Limit Theorems / Cognitive Bias

Limit Theorems

Intuition

The Law of Large Numbers (LLN): repeat a random experiment enough times, and the sample average converges to the expected value. Flip a fair coin a million times and the proportion of heads will be essentially 50%. This sounds obvious — but proving it rigorously requires the full machinery of modern analysis.

The trouble is, humans have a strange cognitive bug: we treat small samples as if they already represent the whole. Kahneman and Tversky's 1971 paper called this the Law of Small Numbers. Flip a coin four times and get four heads — many people feel "tails are due." They are not. The coin has no memory. That's the gambler's fallacy. The opposite illusion: a basketball player hits five shots in a row and the crowd declares he has "the hot hand" — the hot-hand fallacy. Gilovich et al. in 1985 argued this was illusion, but Miller & Sanjurjo's 2018 reanalysis found that hot streaks are, in fact, sometimes real — the original paper, it turned out, had committed a subtle statistical bias of its own. Human intuition is easy to fool, but so are the studies that critique it.

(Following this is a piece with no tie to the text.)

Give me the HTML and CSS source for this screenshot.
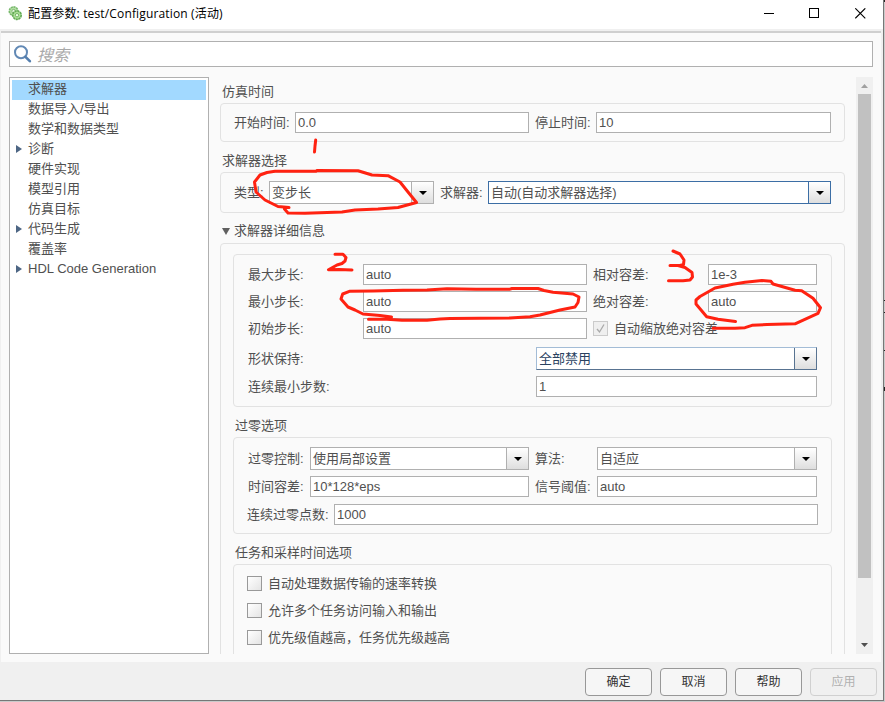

$$\bar{X}_n = \frac{1}{n}\sum_{i=1}^n X_i \;\xrightarrow{P}\; \mu \quad (n \to \infty)$$

Why it's beautiful — and why we keep tripping over it

LLN is the bridge between "probability" and "reality": without it, expectation would be an empty concept. Jacob Bernoulli proved it rigorously for the first time in his posthumously published Ars Conjectandi (1713). But LLN only kicks in when $n$ is genuinely large — and humans' sense of "large enough" is wildly out of sync with mathematics'. Five out of your five stock picks beat the market? That tells you nothing about your skill. An A/B test with only 100 visitors? Not trustworthy. A small-sample epidemiological study? Likely to flip on replication. Half the work of statistics is dragging "interesting small-sample observations" back to ground.

Applications / cautionary tales

Finance: a fund manager beats the market five years running — skill or luck? Brinson-Hood-Beebower argued most of it is luck; survivorship bias means we only ever notice the winners. Medicine: the early COVID flood of small studies claiming "drug X works" — almost all of them failed to replicate. AI: a model hits 95% on a 100-sample hold-out set, then craters in production — distribution shift compounded by tiny-sample evaluation noise. Hiring, investing, evaluating a founder: judging someone from a single interview or a single business plan is, at root, fighting the law of large numbers with a sample size of one.

History

Jacob Bernoulli (1654–1705) gave the first rigorous proof of LLN and called it the "golden theorem" (theorema aureum). He wrote: "Even the dullest person knows by instinct that more observations bring us closer to the truth. But turning that instinct into a rigorous mathematical theorem is far harder than it seems — it took me twenty years." Kahneman and Tversky's 1971 paper Belief in the Law of Small Numbers formally diagnosed the cognitive bias and helped found behavioral economics. Nassim Taleb pushed it further: under fat-tailed distributions, the sample mean itself becomes unreliable — a single black swan can blow up any previously "known" average.

Going deeper

• Daniel Kahneman — Thinking, Fast and Slow, Chapter 10 "The Law of Small Numbers"
• Nassim Taleb — Fooled by Randomness

English Insight: Law of Large Numbers (LLN); Central Limit Theorem (CLT); regression to the mean; survivorship bias; gambler's fallacy / hot-hand fallacy; statistical significance; fat-tailed distribution.

Something to chew on: If "small samples cannot be trusted," why do the singular anecdotes of the Bible, of Sima Qian's Records of the Grand Historian, of every ancient text, still shape entire worldviews generation after generation? Perhaps the human brain isn't built for the law of large numbers at all — it is built for "the representativeness of a single vivid story." What does that mean for what we should, and shouldn't, believe today?